**Task to carry out:**
Omit every picture and return the rest of the data unaltered.

....

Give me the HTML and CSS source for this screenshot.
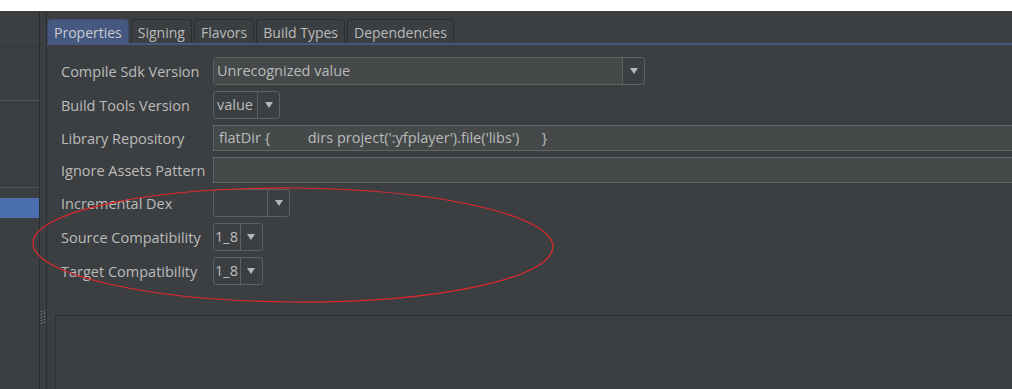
FILE: index.html
```html
<!DOCTYPE html>
<html lang="en">
<head>
    <meta charset="UTF-8">
    <title>Project Structure - app</title>
    <link rel="stylesheet" href="styles.css">
</head>
<body>
    <div class="topband"></div>
    <div class="ide">
        <div class="sidebar">
            <div class="side-head"></div>
            <div class="side-group"></div>
            <div class="side-list"></div>
            <div class="side-item selected"></div>
        </div>
        <div class="splitter">
            <svg class="grip" width="5" height="16" viewBox="0 0 5 16">
                <g fill="#8a8d90">
                    <rect x="0" y="1" width="1" height="1"/><rect x="3" y="0" width="1" height="1"/>
                    <rect x="0" y="4" width="1" height="1"/><rect x="3" y="3" width="1" height="1"/>
                    <rect x="0" y="7" width="1" height="1"/><rect x="3" y="6" width="1" height="1"/>
                    <rect x="0" y="10" width="1" height="1"/><rect x="3" y="9" width="1" height="1"/>
                    <rect x="0" y="13" width="1" height="1"/><rect x="3" y="12" width="1" height="1"/>
                </g>
            </svg>
        </div>
        <div class="main">
            <div class="tabs">
                <div class="tab active">Properties</div>
                <div class="tab">Signing</div>
                <div class="tab">Flavors</div>
                <div class="tab">Build Types</div>
                <div class="tab">Dependencies</div>
            </div>
            <div class="panel">
                <div class="form">
                    <div class="row">
                        <label>Compile Sdk Version</label>
                        <div class="combo wide"><span class="val">Unrecognized value</span><span class="arrow"></span></div>
                    </div>
                    <div class="row">
                        <label>Build Tools Version</label>
                        <div class="combo"><span class="val">value</span><span class="arrow"></span></div>
                    </div>
                    <div class="row text">
                        <label>Library Repository</label>
                        <div class="field">flatDir {&nbsp;&nbsp;&nbsp;&nbsp;&nbsp;&nbsp;&nbsp;&nbsp;&nbsp; dirs project(':yfplayer').file('libs')&nbsp;&nbsp;&nbsp;&nbsp;&nbsp; }</div>
                    </div>
                    <div class="row text">
                        <label>Ignore Assets Pattern</label>
                        <div class="field"></div>
                    </div>
                    <div class="row">
                        <label>Incremental Dex</label>
                        <div class="combo"><span class="val empty"></span><span class="arrow"></span></div>
                    </div>
                    <div class="row">
                        <label>Source Compatibility</label>
                        <div class="combo"><span class="val small">1_8</span><span class="arrow"></span></div>
                    </div>
                    <div class="row">
                        <label>Target Compatibility</label>
                        <div class="combo"><span class="val small">1_8</span><span class="arrow"></span></div>
                    </div>
                </div>
                <div class="lower"></div>
            </div>
        </div>
    </div>
    <svg class="mark" width="1012" height="389" viewBox="0 0 1012 389">
        <ellipse cx="293" cy="245" rx="260" ry="57" fill="none" stroke="#e0282c" stroke-width="1.2" transform="rotate(0.4 293 245)"/>
    </svg>
</body>
</html>
```

FILE: styles.css
```css
body {
    margin: 0;
    width: 1012px;
    height: 389px;
    overflow: hidden;
    background: #3c3f41;
    font-family: "Open Sans", "Noto Sans", sans-serif;
    font-size: 14.5px;
    color: #bbbbbb;
    position: relative;
}
.topband {
    height: 11px;
    background: #ffffff;
}
.ide {
    display: flex;
    height: 378px;
}
.sidebar {
    width: 39px;
    border-right: 1px solid #2b2d2e;
    display: flex;
    flex-direction: column;
}
.side-head {
    height: 35px;
    border-bottom: 1px solid #323436;
}
.side-group {
    height: 53px;
    border-bottom: 1px solid #55585a;
}
.side-list {
    height: 86px;
    border-bottom: 1px solid #505355;
}
.side-item {
    height: 20px;
    margin-top: 10px;
}
.side-item.selected {
    background: #4b6eaf;
}
.splitter {
    width: 7px;
    border-right: 1px solid #2b2d2e;
    display: flex;
    justify-content: center;
    padding-top: 299px;
    box-sizing: border-box;
}
.grip {
    display: block;
}
.main {
    flex: 1;
    display: flex;
    flex-direction: column;
    min-width: 0;
}
.tabs {
    display: flex;
    gap: 2px;
    padding-top: 8px;
    height: 24px;
    border-bottom: 2px solid #46587e;
    font-size: 14px;
}
.tab {
    height: 23px;
    padding: 0 6px;
    line-height: 25px;
    border: 1px solid #2b2d2e;
    border-bottom: none;
    border-radius: 4px 4px 0 0;
    color: #bbbbbb;
    white-space: nowrap;
}
.tab.active {
    background: #45587f;
    border-color: #3a4a6b;
    color: #c8ccd2;
}
.panel {
    flex: 1;
    display: flex;
    flex-direction: column;
    border-left: 1px solid #2b2d2e;
    margin-left: -1px;
}
.form {
    display: flex;
    flex-direction: column;
    gap: 6px;
    padding: 12px 0 0 14px;
}
.row {
    display: flex;
    align-items: center;
    height: 28px;
}
.row.text {
    height: 26px;
}
.row label {
    width: 152px;
    flex: none;
}
.combo {
    display: flex;
    height: 26px;
    border: 1px solid #5e6060;
    border-radius: 3px;
    box-sizing: content-box;
}
.combo.wide {
    width: 430px;
}
.combo .val {
    flex: 1;
    padding: 0 4px 0 3px;
    line-height: 26px;
    border-right: 1px solid #5e6060;
    white-space: nowrap;
}
.combo.wide .val {
    background: #45494a;
}
.combo .val.empty {
    width: 46px;
}
.combo .val.small {
    padding: 0 2px 0 1px;
}
.arrow {
    width: 21px;
    display: flex;
    align-items: center;
    justify-content: center;
}
.arrow::after {
    content: "";
    border-left: 4px solid transparent;
    border-right: 4px solid transparent;
    border-top: 6px solid #b4b6b8;
}
.field {
    flex: 1;
    height: 24px;
    margin-right: -20px;
    background: #45494a;
    border: 1px solid #646464;
    padding-left: 5px;
    line-height: 24px;
    white-space: nowrap;
}
.lower {
    flex: 1;
    margin: 30px 0 0 8px;
    border-top: 1px solid #2f3133;
    border-left: 1px solid #2f3133;
}
.mark {
    position: absolute;
    left: 0;
    top: 0;
    pointer-events: none;
}
```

....

**Answer to this task:**
Give me the HTML and CSS source for this screenshot.
FILE: index.html
```html
<!DOCTYPE html>
<html lang="en">
<head>
    <meta charset="UTF-8">
    <title>Project Structure - app</title>
    <link rel="stylesheet" href="styles.css">
</head>
<body>
    <div class="topband"></div>
    <div class="ide">
        <div class="sidebar">
            <div class="side-head"></div>
            <div class="side-group"></div>
            <div class="side-list"></div>
            <div class="side-item selected"></div>
        </div>
        <div class="splitter">
            <svg class="grip" width="5" height="16" viewBox="0 0 5 16">
                <g fill="#8a8d90">
                    <rect x="0" y="1" width="1" height="1"/><rect x="3" y="0" width="1" height="1"/>
                    <rect x="0" y="4" width="1" height="1"/><rect x="3" y="3" width="1" height="1"/>
                    <rect x="0" y="7" width="1" height="1"/><rect x="3" y="6" width="1" height="1"/>
                    <rect x="0" y="10" width="1" height="1"/><rect x="3" y="9" width="1" height="1"/>
                    <rect x="0" y="13" width="1" height="1"/><rect x="3" y="12" width="1" height="1"/>
                </g>
            </svg>
        </div>
        <div class="main">
            <div class="tabs">
                <div class="tab active">Properties</div>
                <div class="tab">Signing</div>
                <div class="tab">Flavors</div>
                <div class="tab">Build Types</div>
                <div class="tab">Dependencies</div>
            </div>
            <div class="panel">
                <div class="form">
                    <div class="row">
                        <label>Compile Sdk Version</label>
                        <div class="combo wide"><span class="val">Unrecognized value</span><span class="arrow"></span></div>
                    </div>
                    <div class="row">
                        <label>Build Tools Version</label>
                        <div class="combo"><span class="val">value</span><span class="arrow"></span></div>
                    </div>
                    <div class="row text">
                        <label>Library Repository</label>
                        <div class="field">flatDir {&nbsp;&nbsp;&nbsp;&nbsp;&nbsp;&nbsp;&nbsp;&nbsp;&nbsp; dirs project(':yfplayer').file('libs')&nbsp;&nbsp;&nbsp;&nbsp;&nbsp; }</div>
                    </div>
                    <div class="row text">
                        <label>Ignore Assets Pattern</label>
                        <div class="field"></div>
                    </div>
                    <div class="row">
                        <label>Incremental Dex</label>
                        <div class="combo"><span class="val empty"></span><span class="arrow"></span></div>
                    </div>
                    <div class="row">
                        <label>Source Compatibility</label>
                        <div class="combo"><span class="val small">1_8</span><span class="arrow"></span></div>
                    </div>
                    <div class="row">
                        <label>Target Compatibility</label>
                        <div class="combo"><span class="val small">1_8</span><span class="arrow"></span></div>
                    </div>
                </div>
                <div class="lower"></div>
            </div>
        </div>
    </div>
    <svg class="mark" width="1012" height="389" viewBox="0 0 1012 389">
        <ellipse cx="293" cy="245" rx="260" ry="57" fill="none" stroke="#e0282c" stroke-width="1.2" transform="rotate(0.4 293 245)"/>
    </svg>
</body>
</html>
```

FILE: styles.css
```css
body {
    margin: 0;
    width: 1012px;
    height: 389px;
    overflow: hidden;
    background: #3c3f41;
    font-family: "Open Sans", "Noto Sans", sans-serif;
    font-size: 14.5px;
    color: #bbbbbb;
    position: relative;
}
.topband {
    height: 11px;
    background: #ffffff;
}
.ide {
    display: flex;
    height: 378px;
}
.sidebar {
    width: 39px;
    border-right: 1px solid #2b2d2e;
    display: flex;
    flex-direction: column;
}
.side-head {
    height: 35px;
    border-bottom: 1px solid #323436;
}
.side-group {
    height: 53px;
    border-bottom: 1px solid #55585a;
}
.side-list {
    height: 86px;
    border-bottom: 1px solid #505355;
}
.side-item {
    height: 20px;
    margin-top: 10px;
}
.side-item.selected {
    background: #4b6eaf;
}
.splitter {
    width: 7px;
    border-right: 1px solid #2b2d2e;
    display: flex;
    justify-content: center;
    padding-top: 299px;
    box-sizing: border-box;
}
.grip {
    display: block;
}
.main {
    flex: 1;
    display: flex;
    flex-direction: column;
    min-width: 0;
}
.tabs {
    display: flex;
    gap: 2px;
    padding-top: 8px;
    height: 24px;
    border-bottom: 2px solid #46587e;
    font-size: 14px;
}
.tab {
    height: 23px;
    padding: 0 6px;
    line-height: 25px;
    border: 1px solid #2b2d2e;
    border-bottom: none;
    border-radius: 4px 4px 0 0;
    color: #bbbbbb;
    white-space: nowrap;
}
.tab.active {
    background: #45587f;
    border-color: #3a4a6b;
    color: #c8ccd2;
}
.panel {
    flex: 1;
    display: flex;
    flex-direction: column;
    border-left: 1px solid #2b2d2e;
    margin-left: -1px;
}
.form {
    display: flex;
    flex-direction: column;
    gap: 6px;
    padding: 12px 0 0 14px;
}
.row {
    display: flex;
    align-items: center;
    height: 28px;
}
.row.text {
    height: 26px;
}
.row label {
    width: 152px;
    flex: none;
}
.combo {
    display: flex;
    height: 26px;
    border: 1px solid #5e6060;
    border-radius: 3px;
    box-sizing: content-box;
}
.combo.wide {
    width: 430px;
}
.combo .val {
    flex: 1;
    padding: 0 4px 0 3px;
    line-height: 26px;
    border-right: 1px solid #5e6060;
    white-space: nowrap;
}
.combo.wide .val {
    background: #45494a;
}
.combo .val.empty {
    width: 46px;
}
.combo .val.small {
    padding: 0 2px 0 1px;
}
.arrow {
    width: 21px;
    display: flex;
    align-items: center;
    justify-content: center;
}
.arrow::after {
    content: "";
    border-left: 4px solid transparent;
    border-right: 4px solid transparent;
    border-top: 6px solid #b4b6b8;
}
.field {
    flex: 1;
    height: 24px;
    margin-right: -20px;
    background: #45494a;
    border: 1px solid #646464;
    padding-left: 5px;
    line-height: 24px;
    white-space: nowrap;
}
.lower {
    flex: 1;
    margin: 30px 0 0 8px;
    border-top: 1px solid #2f3133;
    border-left: 1px solid #2f3133;
}
.mark {
    position: absolute;
    left: 0;
    top: 0;
    pointer-events: none;
}
```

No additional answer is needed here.